WHAT IS ASKED
Reproduce each line of the material exactly, minus any picture.
============================================================
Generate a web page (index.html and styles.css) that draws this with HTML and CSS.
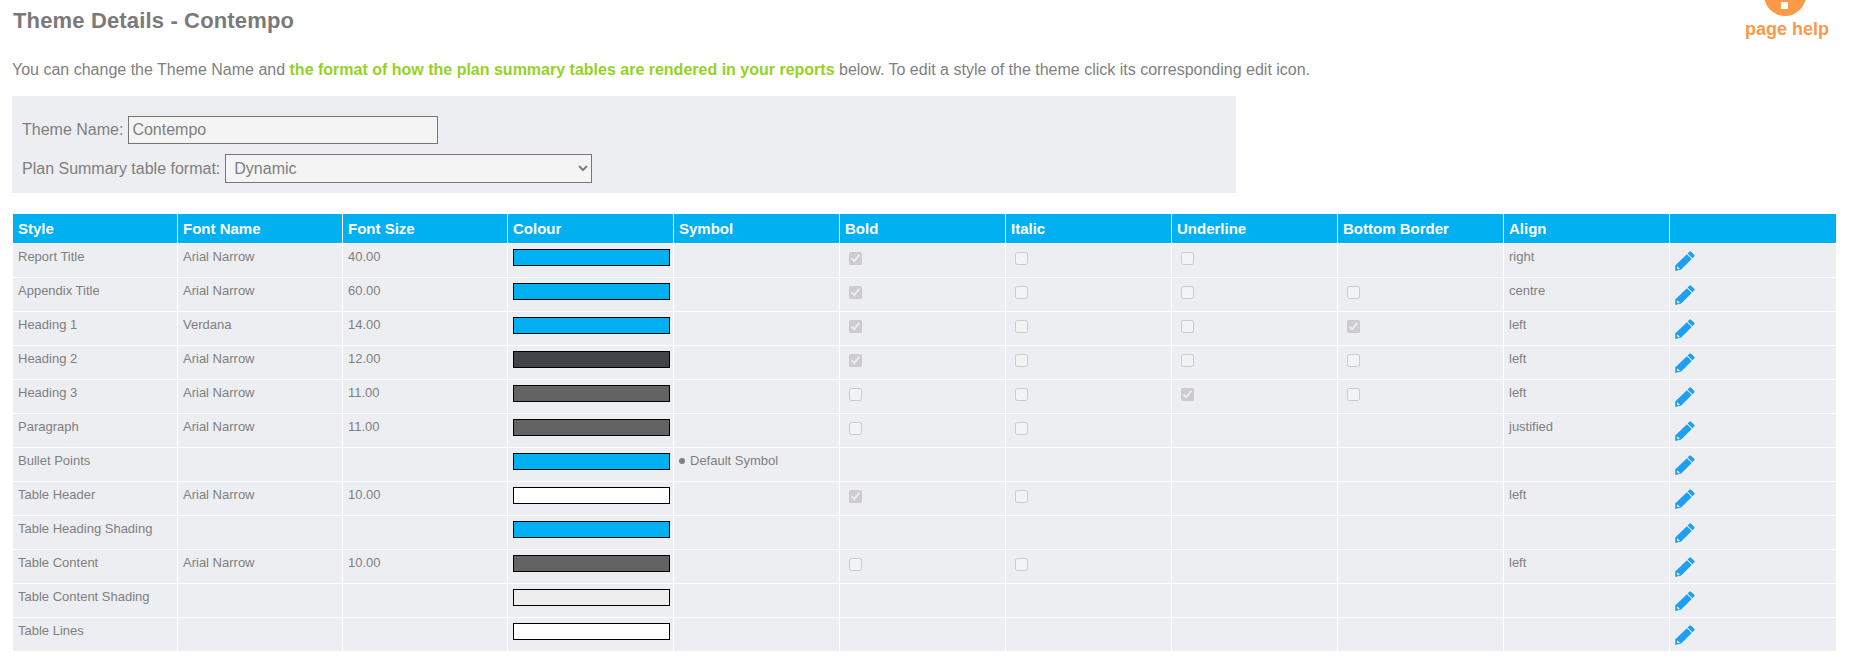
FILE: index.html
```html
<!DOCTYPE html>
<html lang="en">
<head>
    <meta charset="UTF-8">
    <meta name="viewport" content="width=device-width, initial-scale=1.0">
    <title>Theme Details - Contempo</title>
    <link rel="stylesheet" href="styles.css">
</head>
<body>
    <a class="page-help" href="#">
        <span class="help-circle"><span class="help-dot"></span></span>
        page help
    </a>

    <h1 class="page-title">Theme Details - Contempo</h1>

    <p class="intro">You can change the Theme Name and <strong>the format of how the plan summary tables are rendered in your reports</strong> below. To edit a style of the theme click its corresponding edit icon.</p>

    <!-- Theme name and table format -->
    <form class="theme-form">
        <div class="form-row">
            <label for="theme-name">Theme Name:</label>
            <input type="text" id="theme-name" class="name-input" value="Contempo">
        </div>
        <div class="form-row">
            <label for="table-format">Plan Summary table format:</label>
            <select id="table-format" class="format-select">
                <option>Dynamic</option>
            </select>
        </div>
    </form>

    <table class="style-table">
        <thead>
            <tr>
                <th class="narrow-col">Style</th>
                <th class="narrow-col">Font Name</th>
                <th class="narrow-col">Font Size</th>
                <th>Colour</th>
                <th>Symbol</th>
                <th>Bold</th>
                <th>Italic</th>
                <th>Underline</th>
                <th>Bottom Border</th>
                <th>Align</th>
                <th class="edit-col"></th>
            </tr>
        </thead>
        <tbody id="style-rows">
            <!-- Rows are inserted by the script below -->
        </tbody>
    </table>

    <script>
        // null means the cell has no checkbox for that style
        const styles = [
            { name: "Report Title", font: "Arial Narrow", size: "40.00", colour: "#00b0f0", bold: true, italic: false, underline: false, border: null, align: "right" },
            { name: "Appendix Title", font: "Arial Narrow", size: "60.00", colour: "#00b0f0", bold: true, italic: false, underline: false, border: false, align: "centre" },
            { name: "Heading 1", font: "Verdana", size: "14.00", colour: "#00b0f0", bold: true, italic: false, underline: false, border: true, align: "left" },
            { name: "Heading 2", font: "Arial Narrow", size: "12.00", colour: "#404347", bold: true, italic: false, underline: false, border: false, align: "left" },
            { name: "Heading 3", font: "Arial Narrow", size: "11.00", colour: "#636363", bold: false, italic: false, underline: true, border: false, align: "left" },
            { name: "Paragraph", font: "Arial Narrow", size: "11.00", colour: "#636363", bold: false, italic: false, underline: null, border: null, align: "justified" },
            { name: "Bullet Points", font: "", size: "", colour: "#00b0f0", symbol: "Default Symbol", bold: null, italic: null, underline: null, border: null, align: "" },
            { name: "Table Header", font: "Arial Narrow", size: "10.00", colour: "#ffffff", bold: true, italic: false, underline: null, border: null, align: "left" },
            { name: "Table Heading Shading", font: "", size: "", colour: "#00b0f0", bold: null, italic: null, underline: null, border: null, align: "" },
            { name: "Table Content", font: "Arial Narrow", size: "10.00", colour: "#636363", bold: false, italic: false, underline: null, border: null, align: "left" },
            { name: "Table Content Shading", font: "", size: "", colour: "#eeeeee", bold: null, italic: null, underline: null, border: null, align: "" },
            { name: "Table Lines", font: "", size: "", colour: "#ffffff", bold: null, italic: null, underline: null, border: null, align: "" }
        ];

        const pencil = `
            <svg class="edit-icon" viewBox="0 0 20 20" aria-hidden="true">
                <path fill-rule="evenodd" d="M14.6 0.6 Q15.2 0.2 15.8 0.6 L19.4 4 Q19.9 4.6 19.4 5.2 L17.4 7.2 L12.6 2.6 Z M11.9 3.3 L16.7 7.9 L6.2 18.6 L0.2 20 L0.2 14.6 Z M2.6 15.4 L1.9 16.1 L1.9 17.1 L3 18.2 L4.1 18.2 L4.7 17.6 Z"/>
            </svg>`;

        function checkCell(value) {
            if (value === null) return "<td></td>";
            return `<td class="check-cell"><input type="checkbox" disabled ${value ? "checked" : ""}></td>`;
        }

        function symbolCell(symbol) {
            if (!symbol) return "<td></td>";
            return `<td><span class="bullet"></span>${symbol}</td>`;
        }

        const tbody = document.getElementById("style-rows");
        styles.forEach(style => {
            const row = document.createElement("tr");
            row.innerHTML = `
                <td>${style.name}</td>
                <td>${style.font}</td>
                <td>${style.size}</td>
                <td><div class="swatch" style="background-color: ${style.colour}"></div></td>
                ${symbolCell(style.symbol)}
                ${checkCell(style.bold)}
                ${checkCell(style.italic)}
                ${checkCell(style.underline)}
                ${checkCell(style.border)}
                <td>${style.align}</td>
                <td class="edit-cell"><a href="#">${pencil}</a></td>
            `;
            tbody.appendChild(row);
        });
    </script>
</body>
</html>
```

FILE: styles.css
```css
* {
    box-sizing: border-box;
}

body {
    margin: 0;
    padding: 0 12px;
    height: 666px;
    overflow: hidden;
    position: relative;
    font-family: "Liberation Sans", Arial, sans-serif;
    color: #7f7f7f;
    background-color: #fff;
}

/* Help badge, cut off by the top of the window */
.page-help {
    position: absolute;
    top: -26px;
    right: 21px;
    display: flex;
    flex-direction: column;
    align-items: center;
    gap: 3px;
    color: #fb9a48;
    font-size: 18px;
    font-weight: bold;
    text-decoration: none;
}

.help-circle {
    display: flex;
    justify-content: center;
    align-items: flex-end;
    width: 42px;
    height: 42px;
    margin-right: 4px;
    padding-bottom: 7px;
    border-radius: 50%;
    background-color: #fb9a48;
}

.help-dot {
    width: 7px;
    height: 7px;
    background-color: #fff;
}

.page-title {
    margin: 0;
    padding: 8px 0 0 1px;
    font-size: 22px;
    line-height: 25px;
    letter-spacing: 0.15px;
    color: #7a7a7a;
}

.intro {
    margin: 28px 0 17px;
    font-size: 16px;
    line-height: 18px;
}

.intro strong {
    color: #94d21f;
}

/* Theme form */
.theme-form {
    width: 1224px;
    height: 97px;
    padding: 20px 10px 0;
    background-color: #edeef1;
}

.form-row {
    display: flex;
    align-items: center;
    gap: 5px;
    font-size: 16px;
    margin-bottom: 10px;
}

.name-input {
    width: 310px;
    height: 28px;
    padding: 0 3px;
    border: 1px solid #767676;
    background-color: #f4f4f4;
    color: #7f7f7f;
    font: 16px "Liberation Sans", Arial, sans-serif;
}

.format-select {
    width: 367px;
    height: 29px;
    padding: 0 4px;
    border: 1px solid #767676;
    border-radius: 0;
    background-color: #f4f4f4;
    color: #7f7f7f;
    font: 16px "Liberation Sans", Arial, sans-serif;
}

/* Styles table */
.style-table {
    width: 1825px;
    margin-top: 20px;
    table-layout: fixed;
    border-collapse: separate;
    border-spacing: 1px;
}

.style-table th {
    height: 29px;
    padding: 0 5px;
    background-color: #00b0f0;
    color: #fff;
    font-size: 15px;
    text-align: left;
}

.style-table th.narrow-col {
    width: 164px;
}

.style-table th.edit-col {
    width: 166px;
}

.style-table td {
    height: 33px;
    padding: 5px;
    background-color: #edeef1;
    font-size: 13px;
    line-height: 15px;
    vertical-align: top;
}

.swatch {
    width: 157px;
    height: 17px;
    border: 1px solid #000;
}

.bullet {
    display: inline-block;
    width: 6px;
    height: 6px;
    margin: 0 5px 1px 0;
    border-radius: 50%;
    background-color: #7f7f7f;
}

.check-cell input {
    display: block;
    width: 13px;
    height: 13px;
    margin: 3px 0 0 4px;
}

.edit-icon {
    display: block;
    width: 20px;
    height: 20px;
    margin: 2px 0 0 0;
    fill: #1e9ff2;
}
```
============================================================
OUTPUT OF THE TASK
Generate a web page (index.html and styles.css) that draws this with HTML and CSS.
FILE: index.html
```html
<!DOCTYPE html>
<html lang="en">
<head>
    <meta charset="UTF-8">
    <meta name="viewport" content="width=device-width, initial-scale=1.0">
    <title>Theme Details - Contempo</title>
    <link rel="stylesheet" href="styles.css">
</head>
<body>
    <a class="page-help" href="#">
        <span class="help-circle"><span class="help-dot"></span></span>
        page help
    </a>

    <h1 class="page-title">Theme Details - Contempo</h1>

    <p class="intro">You can change the Theme Name and <strong>the format of how the plan summary tables are rendered in your reports</strong> below. To edit a style of the theme click its corresponding edit icon.</p>

    <!-- Theme name and table format -->
    <form class="theme-form">
        <div class="form-row">
            <label for="theme-name">Theme Name:</label>
            <input type="text" id="theme-name" class="name-input" value="Contempo">
        </div>
        <div class="form-row">
            <label for="table-format">Plan Summary table format:</label>
            <select id="table-format" class="format-select">
                <option>Dynamic</option>
            </select>
        </div>
    </form>

    <table class="style-table">
        <thead>
            <tr>
                <th class="narrow-col">Style</th>
                <th class="narrow-col">Font Name</th>
                <th class="narrow-col">Font Size</th>
                <th>Colour</th>
                <th>Symbol</th>
                <th>Bold</th>
                <th>Italic</th>
                <th>Underline</th>
                <th>Bottom Border</th>
                <th>Align</th>
                <th class="edit-col"></th>
            </tr>
        </thead>
        <tbody id="style-rows">
            <!-- Rows are inserted by the script below -->
        </tbody>
    </table>

    <script>
        // null means the cell has no checkbox for that style
        const styles = [
            { name: "Report Title", font: "Arial Narrow", size: "40.00", colour: "#00b0f0", bold: true, italic: false, underline: false, border: null, align: "right" },
            { name: "Appendix Title", font: "Arial Narrow", size: "60.00", colour: "#00b0f0", bold: true, italic: false, underline: false, border: false, align: "centre" },
            { name: "Heading 1", font: "Verdana", size: "14.00", colour: "#00b0f0", bold: true, italic: false, underline: false, border: true, align: "left" },
            { name: "Heading 2", font: "Arial Narrow", size: "12.00", colour: "#404347", bold: true, italic: false, underline: false, border: false, align: "left" },
            { name: "Heading 3", font: "Arial Narrow", size: "11.00", colour: "#636363", bold: false, italic: false, underline: true, border: false, align: "left" },
            { name: "Paragraph", font: "Arial Narrow", size: "11.00", colour: "#636363", bold: false, italic: false, underline: null, border: null, align: "justified" },
            { name: "Bullet Points", font: "", size: "", colour: "#00b0f0", symbol: "Default Symbol", bold: null, italic: null, underline: null, border: null, align: "" },
            { name: "Table Header", font: "Arial Narrow", size: "10.00", colour: "#ffffff", bold: true, italic: false, underline: null, border: null, align: "left" },
            { name: "Table Heading Shading", font: "", size: "", colour: "#00b0f0", bold: null, italic: null, underline: null, border: null, align: "" },
            { name: "Table Content", font: "Arial Narrow", size: "10.00", colour: "#636363", bold: false, italic: false, underline: null, border: null, align: "left" },
            { name: "Table Content Shading", font: "", size: "", colour: "#eeeeee", bold: null, italic: null, underline: null, border: null, align: "" },
            { name: "Table Lines", font: "", size: "", colour: "#ffffff", bold: null, italic: null, underline: null, border: null, align: "" }
        ];

        const pencil = `
            <svg class="edit-icon" viewBox="0 0 20 20" aria-hidden="true">
                <path fill-rule="evenodd" d="M14.6 0.6 Q15.2 0.2 15.8 0.6 L19.4 4 Q19.9 4.6 19.4 5.2 L17.4 7.2 L12.6 2.6 Z M11.9 3.3 L16.7 7.9 L6.2 18.6 L0.2 20 L0.2 14.6 Z M2.6 15.4 L1.9 16.1 L1.9 17.1 L3 18.2 L4.1 18.2 L4.7 17.6 Z"/>
            </svg>`;

        function checkCell(value) {
            if (value === null) return "<td></td>";
            return `<td class="check-cell"><input type="checkbox" disabled ${value ? "checked" : ""}></td>`;
        }

        function symbolCell(symbol) {
            if (!symbol) return "<td></td>";
            return `<td><span class="bullet"></span>${symbol}</td>`;
        }

        const tbody = document.getElementById("style-rows");
        styles.forEach(style => {
            const row = document.createElement("tr");
            row.innerHTML = `
                <td>${style.name}</td>
                <td>${style.font}</td>
                <td>${style.size}</td>
                <td><div class="swatch" style="background-color: ${style.colour}"></div></td>
                ${symbolCell(style.symbol)}
                ${checkCell(style.bold)}
                ${checkCell(style.italic)}
                ${checkCell(style.underline)}
                ${checkCell(style.border)}
                <td>${style.align}</td>
                <td class="edit-cell"><a href="#">${pencil}</a></td>
            `;
            tbody.appendChild(row);
        });
    </script>
</body>
</html>
```

FILE: styles.css
```css
* {
    box-sizing: border-box;
}

body {
    margin: 0;
    padding: 0 12px;
    height: 666px;
    overflow: hidden;
    position: relative;
    font-family: "Liberation Sans", Arial, sans-serif;
    color: #7f7f7f;
    background-color: #fff;
}

/* Help badge, cut off by the top of the window */
.page-help {
    position: absolute;
    top: -26px;
    right: 21px;
    display: flex;
    flex-direction: column;
    align-items: center;
    gap: 3px;
    color: #fb9a48;
    font-size: 18px;
    font-weight: bold;
    text-decoration: none;
}

.help-circle {
    display: flex;
    justify-content: center;
    align-items: flex-end;
    width: 42px;
    height: 42px;
    margin-right: 4px;
    padding-bottom: 7px;
    border-radius: 50%;
    background-color: #fb9a48;
}

.help-dot {
    width: 7px;
    height: 7px;
    background-color: #fff;
}

.page-title {
    margin: 0;
    padding: 8px 0 0 1px;
    font-size: 22px;
    line-height: 25px;
    letter-spacing: 0.15px;
    color: #7a7a7a;
}

.intro {
    margin: 28px 0 17px;
    font-size: 16px;
    line-height: 18px;
}

.intro strong {
    color: #94d21f;
}

/* Theme form */
.theme-form {
    width: 1224px;
    height: 97px;
    padding: 20px 10px 0;
    background-color: #edeef1;
}

.form-row {
    display: flex;
    align-items: center;
    gap: 5px;
    font-size: 16px;
    margin-bottom: 10px;
}

.name-input {
    width: 310px;
    height: 28px;
    padding: 0 3px;
    border: 1px solid #767676;
    background-color: #f4f4f4;
    color: #7f7f7f;
    font: 16px "Liberation Sans", Arial, sans-serif;
}

.format-select {
    width: 367px;
    height: 29px;
    padding: 0 4px;
    border: 1px solid #767676;
    border-radius: 0;
    background-color: #f4f4f4;
    color: #7f7f7f;
    font: 16px "Liberation Sans", Arial, sans-serif;
}

/* Styles table */
.style-table {
    width: 1825px;
    margin-top: 20px;
    table-layout: fixed;
    border-collapse: separate;
    border-spacing: 1px;
}

.style-table th {
    height: 29px;
    padding: 0 5px;
    background-color: #00b0f0;
    color: #fff;
    font-size: 15px;
    text-align: left;
}

.style-table th.narrow-col {
    width: 164px;
}

.style-table th.edit-col {
    width: 166px;
}

.style-table td {
    height: 33px;
    padding: 5px;
    background-color: #edeef1;
    font-size: 13px;
    line-height: 15px;
    vertical-align: top;
}

.swatch {
    width: 157px;
    height: 17px;
    border: 1px solid #000;
}

.bullet {
    display: inline-block;
    width: 6px;
    height: 6px;
    margin: 0 5px 1px 0;
    border-radius: 50%;
    background-color: #7f7f7f;
}

.check-cell input {
    display: block;
    width: 13px;
    height: 13px;
    margin: 3px 0 0 4px;
}

.edit-icon {
    display: block;
    width: 20px;
    height: 20px;
    margin: 2px 0 0 0;
    fill: #1e9ff2;
}
```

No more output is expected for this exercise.